» **TASK GOAL**:
Return all the data below as it stands, minus the pictures.

» **SUPPLIED DATA**:
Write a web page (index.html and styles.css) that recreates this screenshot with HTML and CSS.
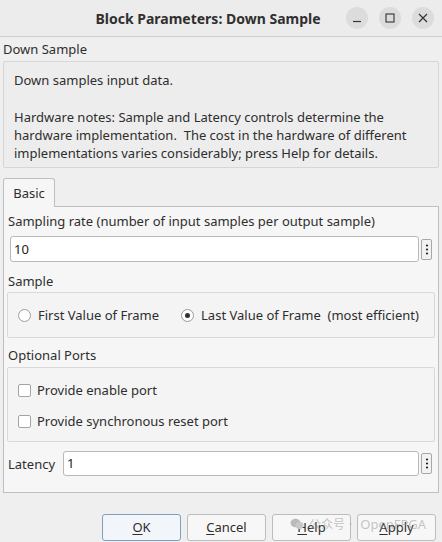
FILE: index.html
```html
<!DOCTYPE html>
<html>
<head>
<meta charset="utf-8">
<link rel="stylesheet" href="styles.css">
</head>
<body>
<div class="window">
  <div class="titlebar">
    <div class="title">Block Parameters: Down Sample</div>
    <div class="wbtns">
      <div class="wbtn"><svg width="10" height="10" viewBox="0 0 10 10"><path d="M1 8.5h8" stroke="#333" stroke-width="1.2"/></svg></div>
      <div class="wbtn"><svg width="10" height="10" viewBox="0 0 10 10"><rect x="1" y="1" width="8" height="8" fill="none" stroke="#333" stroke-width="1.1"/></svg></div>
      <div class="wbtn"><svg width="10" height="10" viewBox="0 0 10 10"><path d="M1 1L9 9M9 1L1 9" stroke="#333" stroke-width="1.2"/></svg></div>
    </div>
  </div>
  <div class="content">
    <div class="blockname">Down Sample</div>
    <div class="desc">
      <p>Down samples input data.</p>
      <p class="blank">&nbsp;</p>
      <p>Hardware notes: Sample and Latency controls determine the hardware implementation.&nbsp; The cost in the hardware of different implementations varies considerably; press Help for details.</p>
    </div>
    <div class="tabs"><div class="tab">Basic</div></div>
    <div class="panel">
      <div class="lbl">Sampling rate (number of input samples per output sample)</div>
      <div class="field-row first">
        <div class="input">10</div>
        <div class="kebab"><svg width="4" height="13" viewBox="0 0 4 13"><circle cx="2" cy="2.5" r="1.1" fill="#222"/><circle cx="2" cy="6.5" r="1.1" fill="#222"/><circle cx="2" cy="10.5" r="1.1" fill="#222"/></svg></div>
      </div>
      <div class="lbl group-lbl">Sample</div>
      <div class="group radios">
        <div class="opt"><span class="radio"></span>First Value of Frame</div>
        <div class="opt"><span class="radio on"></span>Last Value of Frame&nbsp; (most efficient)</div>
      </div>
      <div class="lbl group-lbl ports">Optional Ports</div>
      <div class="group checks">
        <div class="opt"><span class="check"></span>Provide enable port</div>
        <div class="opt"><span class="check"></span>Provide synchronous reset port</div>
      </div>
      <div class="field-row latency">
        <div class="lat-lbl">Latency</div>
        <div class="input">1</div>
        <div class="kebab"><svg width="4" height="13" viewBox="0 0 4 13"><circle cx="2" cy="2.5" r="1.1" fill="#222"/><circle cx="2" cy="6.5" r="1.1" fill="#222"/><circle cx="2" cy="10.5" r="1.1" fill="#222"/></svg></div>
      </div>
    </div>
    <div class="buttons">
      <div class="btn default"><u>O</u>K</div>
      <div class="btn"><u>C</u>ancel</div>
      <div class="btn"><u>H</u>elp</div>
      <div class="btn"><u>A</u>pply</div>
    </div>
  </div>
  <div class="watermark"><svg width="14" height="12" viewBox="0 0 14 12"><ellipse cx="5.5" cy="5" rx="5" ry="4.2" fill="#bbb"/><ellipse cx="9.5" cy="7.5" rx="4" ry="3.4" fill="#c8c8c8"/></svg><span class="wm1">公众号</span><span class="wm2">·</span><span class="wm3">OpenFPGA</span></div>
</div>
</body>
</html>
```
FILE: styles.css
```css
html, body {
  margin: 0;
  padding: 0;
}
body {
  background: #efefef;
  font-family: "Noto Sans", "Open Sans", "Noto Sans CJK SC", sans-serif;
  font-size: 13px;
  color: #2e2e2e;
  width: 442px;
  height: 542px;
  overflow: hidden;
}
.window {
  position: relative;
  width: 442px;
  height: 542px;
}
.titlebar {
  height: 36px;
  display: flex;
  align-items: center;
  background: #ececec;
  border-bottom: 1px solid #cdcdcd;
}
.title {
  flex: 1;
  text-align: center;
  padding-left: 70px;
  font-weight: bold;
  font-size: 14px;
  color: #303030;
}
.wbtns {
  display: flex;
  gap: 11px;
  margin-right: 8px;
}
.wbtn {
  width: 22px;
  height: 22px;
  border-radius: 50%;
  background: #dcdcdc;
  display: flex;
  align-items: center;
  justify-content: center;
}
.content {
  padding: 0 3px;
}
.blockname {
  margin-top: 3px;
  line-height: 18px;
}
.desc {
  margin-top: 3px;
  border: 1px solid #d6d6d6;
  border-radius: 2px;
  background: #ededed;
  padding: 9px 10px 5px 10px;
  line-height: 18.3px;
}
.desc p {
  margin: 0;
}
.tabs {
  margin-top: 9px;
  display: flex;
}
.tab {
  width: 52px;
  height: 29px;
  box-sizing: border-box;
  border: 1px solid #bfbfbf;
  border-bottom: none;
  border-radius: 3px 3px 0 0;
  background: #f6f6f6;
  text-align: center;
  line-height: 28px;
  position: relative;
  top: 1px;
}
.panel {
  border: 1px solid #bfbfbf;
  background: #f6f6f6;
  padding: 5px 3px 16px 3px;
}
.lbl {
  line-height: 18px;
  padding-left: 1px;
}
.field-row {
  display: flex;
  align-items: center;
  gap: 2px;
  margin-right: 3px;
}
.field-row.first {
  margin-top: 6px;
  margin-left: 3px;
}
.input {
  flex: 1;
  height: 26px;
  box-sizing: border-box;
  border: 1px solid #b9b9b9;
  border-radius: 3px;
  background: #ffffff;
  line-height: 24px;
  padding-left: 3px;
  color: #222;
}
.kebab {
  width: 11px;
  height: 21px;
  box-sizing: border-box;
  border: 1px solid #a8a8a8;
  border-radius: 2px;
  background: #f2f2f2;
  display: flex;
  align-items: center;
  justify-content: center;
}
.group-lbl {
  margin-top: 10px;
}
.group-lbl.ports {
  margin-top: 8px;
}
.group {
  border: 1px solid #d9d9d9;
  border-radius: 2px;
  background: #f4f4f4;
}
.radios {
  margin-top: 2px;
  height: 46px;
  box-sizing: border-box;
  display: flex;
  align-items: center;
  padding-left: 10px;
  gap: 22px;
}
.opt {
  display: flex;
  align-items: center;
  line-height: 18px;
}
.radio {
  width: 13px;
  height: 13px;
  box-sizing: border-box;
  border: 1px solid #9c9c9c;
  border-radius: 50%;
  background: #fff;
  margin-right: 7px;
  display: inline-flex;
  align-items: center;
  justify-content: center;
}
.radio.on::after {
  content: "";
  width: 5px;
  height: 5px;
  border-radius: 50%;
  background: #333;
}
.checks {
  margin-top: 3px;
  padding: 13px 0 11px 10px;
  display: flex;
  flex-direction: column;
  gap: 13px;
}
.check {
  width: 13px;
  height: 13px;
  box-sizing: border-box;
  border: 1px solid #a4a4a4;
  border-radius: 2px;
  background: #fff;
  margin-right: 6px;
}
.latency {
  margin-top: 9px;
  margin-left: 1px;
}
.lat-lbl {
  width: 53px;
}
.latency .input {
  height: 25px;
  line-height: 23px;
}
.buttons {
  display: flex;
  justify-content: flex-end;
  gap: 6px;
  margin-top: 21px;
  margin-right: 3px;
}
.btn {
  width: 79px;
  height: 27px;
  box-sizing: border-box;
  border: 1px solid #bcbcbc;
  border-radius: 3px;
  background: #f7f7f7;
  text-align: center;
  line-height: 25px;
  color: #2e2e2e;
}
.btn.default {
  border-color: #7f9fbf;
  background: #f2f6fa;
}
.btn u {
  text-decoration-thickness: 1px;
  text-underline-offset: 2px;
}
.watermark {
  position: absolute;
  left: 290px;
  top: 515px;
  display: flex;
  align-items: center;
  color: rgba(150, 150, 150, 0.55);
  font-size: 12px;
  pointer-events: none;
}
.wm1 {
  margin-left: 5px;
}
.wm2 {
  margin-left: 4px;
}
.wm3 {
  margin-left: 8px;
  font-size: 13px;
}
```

» **SOLVED EXERCISE**:
Write a web page (index.html and styles.css) that recreates this screenshot with HTML and CSS.
FILE: index.html
```html
<!DOCTYPE html>
<html>
<head>
<meta charset="utf-8">
<link rel="stylesheet" href="styles.css">
</head>
<body>
<div class="window">
  <div class="titlebar">
    <div class="title">Block Parameters: Down Sample</div>
    <div class="wbtns">
      <div class="wbtn"><svg width="10" height="10" viewBox="0 0 10 10"><path d="M1 8.5h8" stroke="#333" stroke-width="1.2"/></svg></div>
      <div class="wbtn"><svg width="10" height="10" viewBox="0 0 10 10"><rect x="1" y="1" width="8" height="8" fill="none" stroke="#333" stroke-width="1.1"/></svg></div>
      <div class="wbtn"><svg width="10" height="10" viewBox="0 0 10 10"><path d="M1 1L9 9M9 1L1 9" stroke="#333" stroke-width="1.2"/></svg></div>
    </div>
  </div>
  <div class="content">
    <div class="blockname">Down Sample</div>
    <div class="desc">
      <p>Down samples input data.</p>
      <p class="blank">&nbsp;</p>
      <p>Hardware notes: Sample and Latency controls determine the hardware implementation.&nbsp; The cost in the hardware of different implementations varies considerably; press Help for details.</p>
    </div>
    <div class="tabs"><div class="tab">Basic</div></div>
    <div class="panel">
      <div class="lbl">Sampling rate (number of input samples per output sample)</div>
      <div class="field-row first">
        <div class="input">10</div>
        <div class="kebab"><svg width="4" height="13" viewBox="0 0 4 13"><circle cx="2" cy="2.5" r="1.1" fill="#222"/><circle cx="2" cy="6.5" r="1.1" fill="#222"/><circle cx="2" cy="10.5" r="1.1" fill="#222"/></svg></div>
      </div>
      <div class="lbl group-lbl">Sample</div>
      <div class="group radios">
        <div class="opt"><span class="radio"></span>First Value of Frame</div>
        <div class="opt"><span class="radio on"></span>Last Value of Frame&nbsp; (most efficient)</div>
      </div>
      <div class="lbl group-lbl ports">Optional Ports</div>
      <div class="group checks">
        <div class="opt"><span class="check"></span>Provide enable port</div>
        <div class="opt"><span class="check"></span>Provide synchronous reset port</div>
      </div>
      <div class="field-row latency">
        <div class="lat-lbl">Latency</div>
        <div class="input">1</div>
        <div class="kebab"><svg width="4" height="13" viewBox="0 0 4 13"><circle cx="2" cy="2.5" r="1.1" fill="#222"/><circle cx="2" cy="6.5" r="1.1" fill="#222"/><circle cx="2" cy="10.5" r="1.1" fill="#222"/></svg></div>
      </div>
    </div>
    <div class="buttons">
      <div class="btn default"><u>O</u>K</div>
      <div class="btn"><u>C</u>ancel</div>
      <div class="btn"><u>H</u>elp</div>
      <div class="btn"><u>A</u>pply</div>
    </div>
  </div>
  <div class="watermark"><svg width="14" height="12" viewBox="0 0 14 12"><ellipse cx="5.5" cy="5" rx="5" ry="4.2" fill="#bbb"/><ellipse cx="9.5" cy="7.5" rx="4" ry="3.4" fill="#c8c8c8"/></svg><span class="wm1">公众号</span><span class="wm2">·</span><span class="wm3">OpenFPGA</span></div>
</div>
</body>
</html>
```
FILE: styles.css
```css
html, body {
  margin: 0;
  padding: 0;
}
body {
  background: #efefef;
  font-family: "Noto Sans", "Open Sans", "Noto Sans CJK SC", sans-serif;
  font-size: 13px;
  color: #2e2e2e;
  width: 442px;
  height: 542px;
  overflow: hidden;
}
.window {
  position: relative;
  width: 442px;
  height: 542px;
}
.titlebar {
  height: 36px;
  display: flex;
  align-items: center;
  background: #ececec;
  border-bottom: 1px solid #cdcdcd;
}
.title {
  flex: 1;
  text-align: center;
  padding-left: 70px;
  font-weight: bold;
  font-size: 14px;
  color: #303030;
}
.wbtns {
  display: flex;
  gap: 11px;
  margin-right: 8px;
}
.wbtn {
  width: 22px;
  height: 22px;
  border-radius: 50%;
  background: #dcdcdc;
  display: flex;
  align-items: center;
  justify-content: center;
}
.content {
  padding: 0 3px;
}
.blockname {
  margin-top: 3px;
  line-height: 18px;
}
.desc {
  margin-top: 3px;
  border: 1px solid #d6d6d6;
  border-radius: 2px;
  background: #ededed;
  padding: 9px 10px 5px 10px;
  line-height: 18.3px;
}
.desc p {
  margin: 0;
}
.tabs {
  margin-top: 9px;
  display: flex;
}
.tab {
  width: 52px;
  height: 29px;
  box-sizing: border-box;
  border: 1px solid #bfbfbf;
  border-bottom: none;
  border-radius: 3px 3px 0 0;
  background: #f6f6f6;
  text-align: center;
  line-height: 28px;
  position: relative;
  top: 1px;
}
.panel {
  border: 1px solid #bfbfbf;
  background: #f6f6f6;
  padding: 5px 3px 16px 3px;
}
.lbl {
  line-height: 18px;
  padding-left: 1px;
}
.field-row {
  display: flex;
  align-items: center;
  gap: 2px;
  margin-right: 3px;
}
.field-row.first {
  margin-top: 6px;
  margin-left: 3px;
}
.input {
  flex: 1;
  height: 26px;
  box-sizing: border-box;
  border: 1px solid #b9b9b9;
  border-radius: 3px;
  background: #ffffff;
  line-height: 24px;
  padding-left: 3px;
  color: #222;
}
.kebab {
  width: 11px;
  height: 21px;
  box-sizing: border-box;
  border: 1px solid #a8a8a8;
  border-radius: 2px;
  background: #f2f2f2;
  display: flex;
  align-items: center;
  justify-content: center;
}
.group-lbl {
  margin-top: 10px;
}
.group-lbl.ports {
  margin-top: 8px;
}
.group {
  border: 1px solid #d9d9d9;
  border-radius: 2px;
  background: #f4f4f4;
}
.radios {
  margin-top: 2px;
  height: 46px;
  box-sizing: border-box;
  display: flex;
  align-items: center;
  padding-left: 10px;
  gap: 22px;
}
.opt {
  display: flex;
  align-items: center;
  line-height: 18px;
}
.radio {
  width: 13px;
  height: 13px;
  box-sizing: border-box;
  border: 1px solid #9c9c9c;
  border-radius: 50%;
  background: #fff;
  margin-right: 7px;
  display: inline-flex;
  align-items: center;
  justify-content: center;
}
.radio.on::after {
  content: "";
  width: 5px;
  height: 5px;
  border-radius: 50%;
  background: #333;
}
.checks {
  margin-top: 3px;
  padding: 13px 0 11px 10px;
  display: flex;
  flex-direction: column;
  gap: 13px;
}
.check {
  width: 13px;
  height: 13px;
  box-sizing: border-box;
  border: 1px solid #a4a4a4;
  border-radius: 2px;
  background: #fff;
  margin-right: 6px;
}
.latency {
  margin-top: 9px;
  margin-left: 1px;
}
.lat-lbl {
  width: 53px;
}
.latency .input {
  height: 25px;
  line-height: 23px;
}
.buttons {
  display: flex;
  justify-content: flex-end;
  gap: 6px;
  margin-top: 21px;
  margin-right: 3px;
}
.btn {
  width: 79px;
  height: 27px;
  box-sizing: border-box;
  border: 1px solid #bcbcbc;
  border-radius: 3px;
  background: #f7f7f7;
  text-align: center;
  line-height: 25px;
  color: #2e2e2e;
}
.btn.default {
  border-color: #7f9fbf;
  background: #f2f6fa;
}
.btn u {
  text-decoration-thickness: 1px;
  text-underline-offset: 2px;
}
.watermark {
  position: absolute;
  left: 290px;
  top: 515px;
  display: flex;
  align-items: center;
  color: rgba(150, 150, 150, 0.55);
  font-size: 12px;
  pointer-events: none;
}
.wm1 {
  margin-left: 5px;
}
.wm2 {
  margin-left: 4px;
}
.wm3 {
  margin-left: 8px;
  font-size: 13px;
}
```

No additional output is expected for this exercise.